Start of Information supplied

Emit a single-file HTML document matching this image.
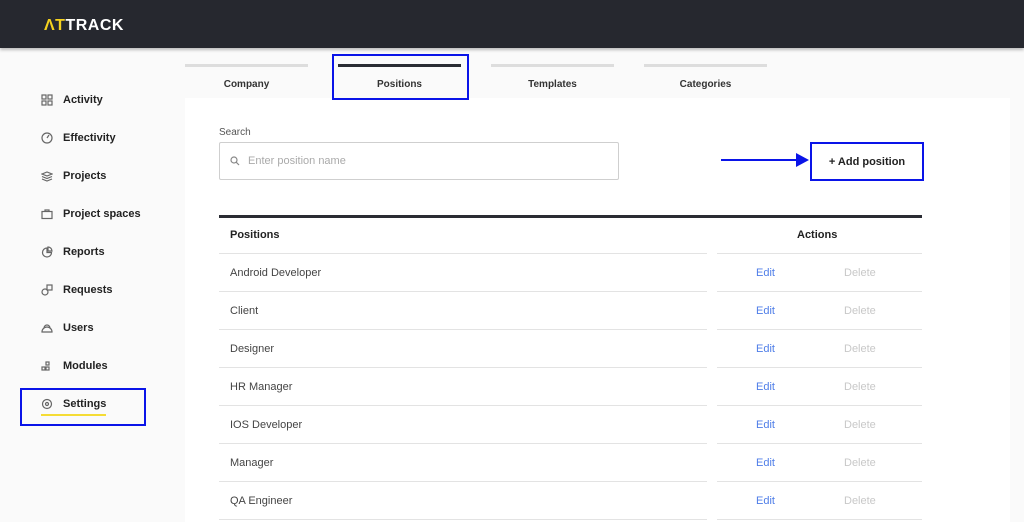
<!DOCTYPE html><html><head><style>
*{margin:0;padding:0;box-sizing:border-box}
body{width:1024px;height:522px;overflow:hidden;background:#fafafa;font-family:"Liberation Sans",sans-serif;position:relative}
.top{position:absolute;left:0;top:0;width:1024px;height:48px;background:#26282f;box-shadow:0 2px 3px rgba(0,0,0,.25)}
.logo{position:absolute;left:44px;top:17px;font-weight:bold;font-size:16px;color:#fff;letter-spacing:.5px}
.logo b{color:#f5d21f}
.nav{position:absolute;left:41px;font-size:11px;font-weight:bold;color:#222;display:flex;align-items:center;margin-top:1px}
.nav svg{width:12px;height:12px;margin-right:10px;stroke:#666;fill:none;stroke-width:1.2}
.content{position:absolute;left:185px;top:98px;width:825px;height:424px;background:#fff}
.tab{position:absolute;top:64px;width:123px;border-top:3px solid #ddd;text-align:center;font-size:10px;font-weight:bold;color:#333;padding-top:12px}
.box{position:absolute;border:2px solid #0a14e8}
.row{position:absolute;left:219px;width:703px;height:38px;font-size:11px;color:#444}
.row .n{position:absolute;left:11px;top:13px}
.row .e{position:absolute;left:537px;top:13px;color:#4f7ee8}
.row .d{position:absolute;left:625px;top:13px;color:#c8c8c8}
.l1{position:absolute;left:0;bottom:0;width:488px;border-bottom:1px solid #e3e3e3}
.l2{position:absolute;left:498px;bottom:0;width:205px;border-bottom:1px solid #e3e3e3}
</style></head><body>
<div class="top"><div class="logo"><b>ΛT</b>TRACK</div></div>
<div class="nav" style="top:93px"><svg viewBox="0 0 12 12"><rect x="1" y="1" width="4" height="4"/><rect x="7" y="1" width="4" height="4"/><rect x="1" y="7" width="4" height="4"/><rect x="7" y="7" width="4" height="4"/></svg>Activity</div>
<div class="nav" style="top:131px"><svg viewBox="0 0 12 12"><circle cx="6" cy="6" r="5"/><path d="M6 6l2-3"/></svg>Effectivity</div>
<div class="nav" style="top:169px"><svg viewBox="0 0 12 12"><path d="M1 4l5-2 5 2-5 2z M1 6.5l5 2 5-2 M1 9l5 2 5-2"/></svg>Projects</div>
<div class="nav" style="top:207px"><svg viewBox="0 0 12 12"><rect x="1" y="3.5" width="10" height="7"/><path d="M4 3.5V2h4v1.5"/></svg>Project spaces</div>
<div class="nav" style="top:245px"><svg viewBox="0 0 12 12"><path d="M6 2a4.5 4.5 0 1 0 4.5 4.5H6z M7 1v4h4A4 4 0 0 0 7 1z"/></svg>Reports</div>
<div class="nav" style="top:283px"><svg viewBox="0 0 12 12"><circle cx="4" cy="8" r="3"/><rect x="6" y="1" width="5" height="5"/></svg>Requests</div>
<div class="nav" style="top:321px"><svg viewBox="0 0 12 12"><path d="M1 10a5 5 0 0 1 10 0z M3 6a3 3 0 0 1 6 0"/></svg>Users</div>
<div class="nav" style="top:359px"><svg viewBox="0 0 12 12"><rect x="1" y="7" width="3" height="3"/><rect x="5" y="7" width="3" height="3"/><rect x="5" y="2" width="3" height="3"/></svg>Modules</div>
<div class="nav" style="top:397px"><svg viewBox="0 0 12 12"><circle cx="6" cy="6" r="4.5"/><circle cx="6" cy="6" r="1.5"/></svg>Settings</div>
<div style="position:absolute;left:41px;top:414px;width:65px;height:2px;background:#f5dc35"></div>
<div class="box" style="left:20px;top:388px;width:126px;height:38px"></div>
<div class="content"></div>
<div class="tab" style="left:185px">Company</div>
<div class="tab" style="left:338px;border-top-color:#2a2c33">Positions</div>
<div class="tab" style="left:491px">Templates</div>
<div class="tab" style="left:644px">Categories</div>
<div class="box" style="left:332px;top:54px;width:137px;height:46px"></div>
<div style="position:absolute;left:219px;top:127px;font-size:10px;color:#555">Search</div>
<div style="position:absolute;left:219px;top:142px;width:400px;height:38px;border:1px solid #cfcfcf;border-radius:2px;font-size:11px;color:#aaa;padding:12px 0 0 28px">Enter position name
<svg style="position:absolute;left:10px;top:13px" width="10" height="10" viewBox="0 0 10 10" fill="none" stroke="#888" stroke-width="1.2"><circle cx="4" cy="4" r="3"/><path d="M6.2 6.2L9 9"/></svg></div>
<div style="position:absolute;left:721px;top:159px;width:78px;height:2px;background:#0a14e8"></div>
<div style="position:absolute;left:796px;top:153px;width:0;height:0;border-left:13px solid #0a14e8;border-top:7px solid transparent;border-bottom:7px solid transparent"></div>
<div class="box" style="left:810px;top:142px;width:114px;height:39px;font-size:11px;font-weight:bold;color:#222;text-align:center;line-height:37px">+ Add position</div>
<div style="position:absolute;left:219px;top:215px;width:703px;height:3px;background:#2a2c33"></div>
<div class="row" style="top:216px;font-weight:bold;color:#222"><span class="n" style="top:13px">Positions</span><span style="position:absolute;left:578px;top:13px">Actions</span><div class="l1"></div><div class="l2"></div></div>
<div class="row" style="top:254px"><span class="n">Android Developer</span><span class="e">Edit</span><span class="d">Delete</span><div class="l1"></div><div class="l2"></div></div>
<div class="row" style="top:292px"><span class="n">Client</span><span class="e">Edit</span><span class="d">Delete</span><div class="l1"></div><div class="l2"></div></div>
<div class="row" style="top:330px"><span class="n">Designer</span><span class="e">Edit</span><span class="d">Delete</span><div class="l1"></div><div class="l2"></div></div>
<div class="row" style="top:368px"><span class="n">HR Manager</span><span class="e">Edit</span><span class="d">Delete</span><div class="l1"></div><div class="l2"></div></div>
<div class="row" style="top:406px"><span class="n">IOS Developer</span><span class="e">Edit</span><span class="d">Delete</span><div class="l1"></div><div class="l2"></div></div>
<div class="row" style="top:444px"><span class="n">Manager</span><span class="e">Edit</span><span class="d">Delete</span><div class="l1"></div><div class="l2"></div></div>
<div class="row" style="top:482px"><span class="n">QA Engineer</span><span class="e">Edit</span><span class="d">Delete</span><div class="l1"></div><div class="l2"></div></div>
</body></html>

End of Information supplied

Requirement - Return all of the data exactly as written, and drop the pictures.

Solution to this exercise -
Emit a single-file HTML document matching this image.
<!DOCTYPE html><html><head><style>
*{margin:0;padding:0;box-sizing:border-box}
body{width:1024px;height:522px;overflow:hidden;background:#fafafa;font-family:"Liberation Sans",sans-serif;position:relative}
.top{position:absolute;left:0;top:0;width:1024px;height:48px;background:#26282f;box-shadow:0 2px 3px rgba(0,0,0,.25)}
.logo{position:absolute;left:44px;top:17px;font-weight:bold;font-size:16px;color:#fff;letter-spacing:.5px}
.logo b{color:#f5d21f}
.nav{position:absolute;left:41px;font-size:11px;font-weight:bold;color:#222;display:flex;align-items:center;margin-top:1px}
.nav svg{width:12px;height:12px;margin-right:10px;stroke:#666;fill:none;stroke-width:1.2}
.content{position:absolute;left:185px;top:98px;width:825px;height:424px;background:#fff}
.tab{position:absolute;top:64px;width:123px;border-top:3px solid #ddd;text-align:center;font-size:10px;font-weight:bold;color:#333;padding-top:12px}
.box{position:absolute;border:2px solid #0a14e8}
.row{position:absolute;left:219px;width:703px;height:38px;font-size:11px;color:#444}
.row .n{position:absolute;left:11px;top:13px}
.row .e{position:absolute;left:537px;top:13px;color:#4f7ee8}
.row .d{position:absolute;left:625px;top:13px;color:#c8c8c8}
.l1{position:absolute;left:0;bottom:0;width:488px;border-bottom:1px solid #e3e3e3}
.l2{position:absolute;left:498px;bottom:0;width:205px;border-bottom:1px solid #e3e3e3}
</style></head><body>
<div class="top"><div class="logo"><b>ΛT</b>TRACK</div></div>
<div class="nav" style="top:93px"><svg viewBox="0 0 12 12"><rect x="1" y="1" width="4" height="4"/><rect x="7" y="1" width="4" height="4"/><rect x="1" y="7" width="4" height="4"/><rect x="7" y="7" width="4" height="4"/></svg>Activity</div>
<div class="nav" style="top:131px"><svg viewBox="0 0 12 12"><circle cx="6" cy="6" r="5"/><path d="M6 6l2-3"/></svg>Effectivity</div>
<div class="nav" style="top:169px"><svg viewBox="0 0 12 12"><path d="M1 4l5-2 5 2-5 2z M1 6.5l5 2 5-2 M1 9l5 2 5-2"/></svg>Projects</div>
<div class="nav" style="top:207px"><svg viewBox="0 0 12 12"><rect x="1" y="3.5" width="10" height="7"/><path d="M4 3.5V2h4v1.5"/></svg>Project spaces</div>
<div class="nav" style="top:245px"><svg viewBox="0 0 12 12"><path d="M6 2a4.5 4.5 0 1 0 4.5 4.5H6z M7 1v4h4A4 4 0 0 0 7 1z"/></svg>Reports</div>
<div class="nav" style="top:283px"><svg viewBox="0 0 12 12"><circle cx="4" cy="8" r="3"/><rect x="6" y="1" width="5" height="5"/></svg>Requests</div>
<div class="nav" style="top:321px"><svg viewBox="0 0 12 12"><path d="M1 10a5 5 0 0 1 10 0z M3 6a3 3 0 0 1 6 0"/></svg>Users</div>
<div class="nav" style="top:359px"><svg viewBox="0 0 12 12"><rect x="1" y="7" width="3" height="3"/><rect x="5" y="7" width="3" height="3"/><rect x="5" y="2" width="3" height="3"/></svg>Modules</div>
<div class="nav" style="top:397px"><svg viewBox="0 0 12 12"><circle cx="6" cy="6" r="4.5"/><circle cx="6" cy="6" r="1.5"/></svg>Settings</div>
<div style="position:absolute;left:41px;top:414px;width:65px;height:2px;background:#f5dc35"></div>
<div class="box" style="left:20px;top:388px;width:126px;height:38px"></div>
<div class="content"></div>
<div class="tab" style="left:185px">Company</div>
<div class="tab" style="left:338px;border-top-color:#2a2c33">Positions</div>
<div class="tab" style="left:491px">Templates</div>
<div class="tab" style="left:644px">Categories</div>
<div class="box" style="left:332px;top:54px;width:137px;height:46px"></div>
<div style="position:absolute;left:219px;top:127px;font-size:10px;color:#555">Search</div>
<div style="position:absolute;left:219px;top:142px;width:400px;height:38px;border:1px solid #cfcfcf;border-radius:2px;font-size:11px;color:#aaa;padding:12px 0 0 28px">Enter position name
<svg style="position:absolute;left:10px;top:13px" width="10" height="10" viewBox="0 0 10 10" fill="none" stroke="#888" stroke-width="1.2"><circle cx="4" cy="4" r="3"/><path d="M6.2 6.2L9 9"/></svg></div>
<div style="position:absolute;left:721px;top:159px;width:78px;height:2px;background:#0a14e8"></div>
<div style="position:absolute;left:796px;top:153px;width:0;height:0;border-left:13px solid #0a14e8;border-top:7px solid transparent;border-bottom:7px solid transparent"></div>
<div class="box" style="left:810px;top:142px;width:114px;height:39px;font-size:11px;font-weight:bold;color:#222;text-align:center;line-height:37px">+ Add position</div>
<div style="position:absolute;left:219px;top:215px;width:703px;height:3px;background:#2a2c33"></div>
<div class="row" style="top:216px;font-weight:bold;color:#222"><span class="n" style="top:13px">Positions</span><span style="position:absolute;left:578px;top:13px">Actions</span><div class="l1"></div><div class="l2"></div></div>
<div class="row" style="top:254px"><span class="n">Android Developer</span><span class="e">Edit</span><span class="d">Delete</span><div class="l1"></div><div class="l2"></div></div>
<div class="row" style="top:292px"><span class="n">Client</span><span class="e">Edit</span><span class="d">Delete</span><div class="l1"></div><div class="l2"></div></div>
<div class="row" style="top:330px"><span class="n">Designer</span><span class="e">Edit</span><span class="d">Delete</span><div class="l1"></div><div class="l2"></div></div>
<div class="row" style="top:368px"><span class="n">HR Manager</span><span class="e">Edit</span><span class="d">Delete</span><div class="l1"></div><div class="l2"></div></div>
<div class="row" style="top:406px"><span class="n">IOS Developer</span><span class="e">Edit</span><span class="d">Delete</span><div class="l1"></div><div class="l2"></div></div>
<div class="row" style="top:444px"><span class="n">Manager</span><span class="e">Edit</span><span class="d">Delete</span><div class="l1"></div><div class="l2"></div></div>
<div class="row" style="top:482px"><span class="n">QA Engineer</span><span class="e">Edit</span><span class="d">Delete</span><div class="l1"></div><div class="l2"></div></div>
</body></html>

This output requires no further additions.